Example Output from a Successful Installation of GPU Cluster Manager¶

The following output was generated utilizing the "Let's Encrypt" SSL Certificate:

$ helm install --namespace cattle-system mvai oci://ghcr.io/memverge/charts/mvai \
  --wait --timeout 40m \
  --version 0.4.0 \
  --set hostname=demo.memvergelab.com \
  --set bootstrapPassword=admin \
  --set ingress.tls.source=letsEncrypt \
  --set letsEncrypt.email=noreply@memvergelab.com \
  --set letsEncrypt.ingress.class=traefik
Pulled: ghcr.io/memverge/charts/mvai:0.4.0
Digest: sha256:d9d445b79a4f6422e7f2af3dd115753a14c719072f9f1a714510dc5ffbb4ceb2
E0610 23:34:51.413315  671967 reflector.go:200] "Failed to watch" err="the server is currently unable to handle the request (get jobs.batch)" logger="UnhandledError" reflector="k8s.io/client-go@v0.33.0/tools/cache/reflector.go:285" type="*unstructured.Unstructured"
E0610 23:34:54.130194  671967 reflector.go:200] "Failed to watch" err="failed to list *unstructured.Unstructured: the server is currently unable to handle the request (get jobs.batch)" logger="UnhandledError" reflector="k8s.io/client-go@v0.33.0/tools/cache/reflector.go:285" type="*unstructured.Unstructured"
NAME: mvai
LAST DEPLOYED: Tue Jun 10 23:29:27 2025
NAMESPACE: cattle-system
STATUS: deployed
REVISION: 1
NOTES:
MemVerge.ai v0.4.0 has been deployed successfully!
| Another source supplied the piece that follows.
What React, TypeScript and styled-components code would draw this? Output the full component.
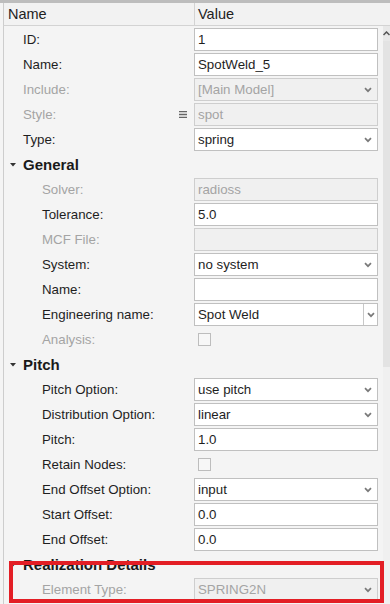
import styled, { createGlobalStyle } from 'styled-components';

type Control =
  | { type: 'input'; value: string; disabled?: boolean }
  | { type: 'select'; value: string; disabled?: boolean }
  | { type: 'combo'; value: string }
  | { type: 'check'; disabled?: boolean };

type Item =
  | { kind: 'section'; title: string }
  | { kind: 'field'; label: string; depth: 0 | 1; disabled?: boolean; menu?: boolean; control: Control };

const items: Item[] = [
  { kind: 'field', label: 'ID:', depth: 0, control: { type: 'input', value: '1' } },
  { kind: 'field', label: 'Name:', depth: 0, control: { type: 'input', value: 'SpotWeld_5' } },
  { kind: 'field', label: 'Include:', depth: 0, disabled: true, control: { type: 'select', value: '[Main Model]', disabled: true } },
  { kind: 'field', label: 'Style:', depth: 0, disabled: true, menu: true, control: { type: 'input', value: 'spot', disabled: true } },
  { kind: 'field', label: 'Type:', depth: 0, control: { type: 'select', value: 'spring' } },
  { kind: 'section', title: 'General' },
  { kind: 'field', label: 'Solver:', depth: 1, disabled: true, control: { type: 'input', value: 'radioss', disabled: true } },
  { kind: 'field', label: 'Tolerance:', depth: 1, control: { type: 'input', value: '5.0' } },
  { kind: 'field', label: 'MCF File:', depth: 1, disabled: true, control: { type: 'input', value: '', disabled: true } },
  { kind: 'field', label: 'System:', depth: 1, control: { type: 'select', value: 'no system' } },
  { kind: 'field', label: 'Name:', depth: 1, control: { type: 'input', value: '' } },
  { kind: 'field', label: 'Engineering name:', depth: 1, control: { type: 'combo', value: 'Spot Weld' } },
  { kind: 'field', label: 'Analysis:', depth: 1, disabled: true, control: { type: 'check', disabled: true } },
  { kind: 'section', title: 'Pitch' },
  { kind: 'field', label: 'Pitch Option:', depth: 1, control: { type: 'select', value: 'use pitch' } },
  { kind: 'field', label: 'Distribution Option:', depth: 1, control: { type: 'select', value: 'linear' } },
  { kind: 'field', label: 'Pitch:', depth: 1, control: { type: 'input', value: '1.0' } },
  { kind: 'field', label: 'Retain Nodes:', depth: 1, control: { type: 'check' } },
  { kind: 'field', label: 'End Offset Option:', depth: 1, control: { type: 'select', value: 'input' } },
  { kind: 'field', label: 'Start Offset:', depth: 1, control: { type: 'input', value: '0.0' } },
  { kind: 'field', label: 'End Offset:', depth: 1, control: { type: 'input', value: '0.0' } },
  { kind: 'section', title: 'Realization Details' },
  { kind: 'field', label: 'Element Type:', depth: 1, disabled: true, control: { type: 'select', value: 'SPRING2N', disabled: true } },
];

const Chevron = () => (
  <svg width="8" height="6" viewBox="0 0 8 6">
    <path d="M1 1.2 L4 4.2 L7 1.2" fill="none" stroke="#7a7a7a" strokeWidth="1.7" />
  </svg>
);

const renderControl = (c: Control) => {
  if (c.type === 'check') return <CheckBox />;
  if (c.type === 'combo')
    return (
      <Field>
        <FieldText>{c.value}</FieldText>
        <ComboButton>
          <Chevron />
        </ComboButton>
      </Field>
    );
  return (
    <Field $disabled={c.disabled}>
      <FieldText>{c.value}</FieldText>
      {c.type === 'select' && (
        <SelectArrow>
          <Chevron />
        </SelectArrow>
      )}
    </Field>
  );
};

const App = () => (
  <Page>
    <GlobalStyle />
    <TopBar />
    <Header>
      <HeadName>Name</HeadName>
      <HeadValue>Value</HeadValue>
    </Header>
    <Body>
      <List>
        {items.map((item, i) =>
          item.kind === 'section' ? (
            <SectionRow key={i}>
              <svg width="6" height="4" viewBox="0 0 6 4">
                <path d="M0 0 H6 L3 3.5 Z" fill="#333" />
              </svg>
              <SectionTitle>{item.title}</SectionTitle>
            </SectionRow>
          ) : (
            <Row key={i}>
              <Label $depth={item.depth} $disabled={item.disabled}>
                <span>{item.label}</span>
                {item.menu && (
                  <svg width="8" height="7" viewBox="0 0 8 7">
                    <path d="M0 0.5 H8 M0 3.5 H8 M0 6.5 H8" stroke="#666" strokeWidth="1.3" />
                  </svg>
                )}
              </Label>
              <ValueCell>{renderControl(item.control)}</ValueCell>
            </Row>
          )
        )}
      </List>
      <Scrollbar>
        <ScrollArrow>
          <svg width="7" height="5" viewBox="0 0 7 5">
            <path d="M0.5 4 L3.5 1 L6.5 4" fill="none" stroke="#555" strokeWidth="1.5" />
          </svg>
        </ScrollArrow>
        <Thumb />
      </Scrollbar>
    </Body>
    <Highlight />
  </Page>
);

export default App;

const GlobalStyle = createGlobalStyle`
  html, body { margin: 0; padding: 0; background: #f4f4f4; }
  body { font-family: "Liberation Sans", Arial, sans-serif; }
`;

const Page = styled.div`
  position: relative;
  width: 390px;
  height: 604px;
  overflow: hidden;
  background: #f4f4f4;
  color: #1e1e1e;
`;

const TopBar = styled.div`
  height: 3px;
  background: #bdbdbd;
`;

const Header = styled.div`
  display: grid;
  grid-template-columns: 190px 1fr;
  height: 22px;
  margin-left: 3px;
  border-left: 1px solid #cdcdcd;
  border-bottom: 1px solid #d3d3d3;
  background: #f2f2f2;
  font-size: 14.5px;
  color: #222;
`;

const HeadName = styled.div`
  display: flex;
  align-items: center;
  padding-left: 4px;
`;

const HeadValue = styled.div`
  display: flex;
  align-items: center;
  padding-left: 3px;
  border-left: 1px solid #d3d3d3;
`;

const Body = styled.div`
  display: flex;
  height: 578px;
`;

const List = styled.div`
  width: 379px;
  margin-left: 3px;
  border-left: 1px solid #cdcdcd;
  padding-top: 1px;
`;

const Row = styled.div`
  display: grid;
  grid-template-columns: 190px 184px;
  height: 25px;
  align-items: center;
`;

const Label = styled.div<{ $depth: 0 | 1; $disabled?: boolean }>`
  display: flex;
  align-items: center;
  justify-content: space-between;
  padding-left: ${({ $depth }) => ($depth ? 38 : 19)}px;
  padding-right: 7px;
  font-size: 13.3px;
  color: ${({ $disabled }) => ($disabled ? '#a4a4a4' : '#1e1e1e')};
`;

const ValueCell = styled.div`
  display: flex;
  align-items: center;
  height: 25px;
`;

const Field = styled.div<{ $disabled?: boolean }>`
  box-sizing: border-box;
  display: flex;
  align-items: center;
  width: 184px;
  height: 23px;
  padding-left: 3px;
  border: 1px solid ${({ $disabled }) => ($disabled ? '#cecece' : '#c0c0c0')};
  background: ${({ $disabled }) => ($disabled ? '#f0f0f0' : '#ffffff')};
  color: ${({ $disabled }) => ($disabled ? '#a4a4a4' : '#1e1e1e')};
  font-size: 13.3px;
`;

const FieldText = styled.span`
  flex: 1;
  white-space: nowrap;
`;

const SelectArrow = styled.span`
  display: flex;
  padding-right: 5px;
`;

const ComboButton = styled.span`
  display: flex;
  align-items: center;
  justify-content: center;
  width: 13px;
  height: 100%;
  border-left: 1px solid #c8c8c8;
`;

const CheckBox = styled.span`
  box-sizing: border-box;
  width: 13px;
  height: 13px;
  margin-left: 4px;
  border: 1px solid #bdbdbd;
  background: #f7f7f7;
`;

const SectionRow = styled.div`
  display: flex;
  align-items: center;
  gap: 7px;
  height: 25px;
  padding-left: 6px;
`;

const SectionTitle = styled.span`
  font-size: 15px;
  font-weight: 700;
  color: #1a1a1a;
`;

const Scrollbar = styled.div`
  display: flex;
  flex-direction: column;
  width: 7px;
  background: #f0f0f0;
`;

const ScrollArrow = styled.div`
  display: flex;
  justify-content: flex-end;
  padding-top: 5px;
  height: 10px;
  background: #e8e8e8;
`;

const Thumb = styled.div`
  height: 326px;
  background: #e3e3e3;
`;

const Highlight = styled.div`
  position: absolute;
  left: 9px;
  top: 561px;
  width: 375px;
  height: 42px;
  box-sizing: border-box;
  border: 4px solid #e31e25;
`;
Check out our docs at https://docs.memverge.com/AI/

If you provided your own bootstrap password during installation, browse to https://demo.memvergelab.com to get started.

To get just the bootstrap password on its own, run:

kubectl get secret --namespace cattle-system bootstrap-secret -o go-template='{{.data.bootstrapPassword|base64decode}}{{ "\n" }}'
$

Note: Some error messages, like the "Failed to watch" notices in the above output, may appear. This is normal and expected.

Now that GPU Cluster Manager is installed, we will want to publish the certificate files so GPU Cluster Manager and the Ingress controller can use them. For more information, check out Adding TLS Secrets.

Below is output from a successful run of the helm command which publishes the certificate files for GPU Cluster Manager and Ingress controller use:

$ kubectl get secret --namespace cattle-system bootstrap-secret -o go-template='{{.data.bootstrapPassword|base64decode}}{{ "\n" }}'
admin

The response of admin matches the password provided in the helm install command above:

--set bootstrapPassword=admin \

The password must be reset upon initial Admin login to the GPU Cluster Manager via web browser.

In the example above, we have now successfully installed GPU Cluster Manager and published the certificate files using the "Let's Encrypt" SSL certificate.